Reasoning for Corporations Code Claims
The court addressed the plaintiffs' claims under the California Corporations Code and determined that sections 25400 and 25500 apply only to individuals actively involved in buying or selling securities. The court acknowledged that the plaintiffs conceded there was no direct privity between them and the defendants, meaning Shell and Longinotti could not be held liable under these sections.
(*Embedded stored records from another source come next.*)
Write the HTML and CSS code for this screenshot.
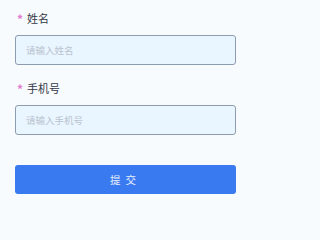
FILE: index.html
```html
<!DOCTYPE html>
<html lang="zh">
<head>
<meta charset="utf-8">
<link rel="stylesheet" href="styles.css">
</head>
<body>
<form class="form">
  <div class="field">
    <label class="label"><span class="req">*</span>姓名</label>
    <input class="input" type="text" placeholder="请输入姓名">
  </div>
  <div class="field">
    <label class="label"><span class="req">*</span>手机号</label>
    <input class="input" type="text" placeholder="请输入手机号">
  </div>
  <button class="submit" type="button">提交</button>
</form>
</body>
</html>
```
FILE: styles.css
```css
html, body {
  margin: 0;
  padding: 0;
  background: #f8fbfe;
}
body {
  font-family: "Noto Sans CJK SC", "Noto Sans", sans-serif;
}
.form {
  box-sizing: border-box;
  width: 251px;
  display: flex;
  flex-direction: column;
  gap: 16px;
  padding: 11px 15px 0 15px;
}
.field {
  display: flex;
  flex-direction: column;
  gap: 10px;
}
.label {
  display: flex;
  align-items: center;
  height: 14px;
  font-size: 11px;
  line-height: 14px;
  color: #323846;
  padding-left: 2px;
}
.req {
  color: #e07ad0;
  font-size: 12px;
  font-weight: bold;
  margin-right: 4px;
  padding-top: 2px;
}
.input {
  box-sizing: border-box;
  width: 100%;
  height: 30px;
  margin: 0;
  border: 1px solid #8e9cb0;
  border-radius: 3px;
  background: #e9f5ff;
  padding: 0 10px;
  font-family: inherit;
  font-size: 9.5px;
  color: #333;
  outline: none;
}
.input::placeholder {
  color: #b9c4cf;
}
.submit {
  box-sizing: border-box;
  margin-top: 14px;
  width: 100%;
  height: 29px;
  border: none;
  border-radius: 3px;
  background: #3a7af0;
  color: #e8f0ff;
  font-family: inherit;
  font-size: 10.5px;
  letter-spacing: 5px;
  padding: 0;
}
```
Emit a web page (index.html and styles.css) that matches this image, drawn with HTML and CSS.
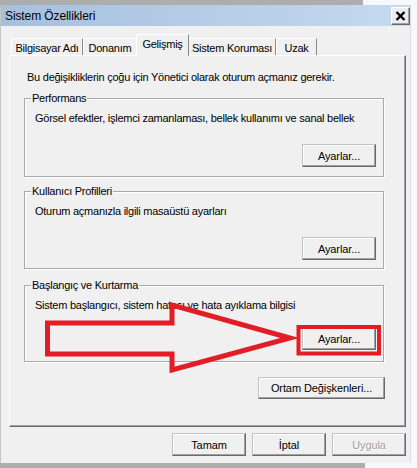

Furthermore, the court emphasized that the plaintiffs failed to identify any corresponding statute that would allow for a private right of action under section 25403. The plaintiffs’ failure to respond to the defendants' arguments on these points was interpreted as a concession, leading the court to dismiss the Corporations Code claims against Shell and Longinotti with prejudice.
Final Conclusion
Ultimately, the U.S. District Court for the Northern District of California granted the motions to dismiss filed by Shell, Longinotti, and Quattrone, resulting in the dismissal of all claims against them with prejudice. The court reasoned that the plaintiffs had been afforded multiple opportunities to amend their claims but failed to substantiate their allegations with sufficient factual support. The court noted that the plaintiffs' silence during oral arguments and their lack of response to various legal arguments made by the defendants indicated a concession of the points raised. Consequently, the court ruled that allowing further amendments would be futile and dismissed the claims against the three defendants, while leaving some claims against other defendants in the case still pending.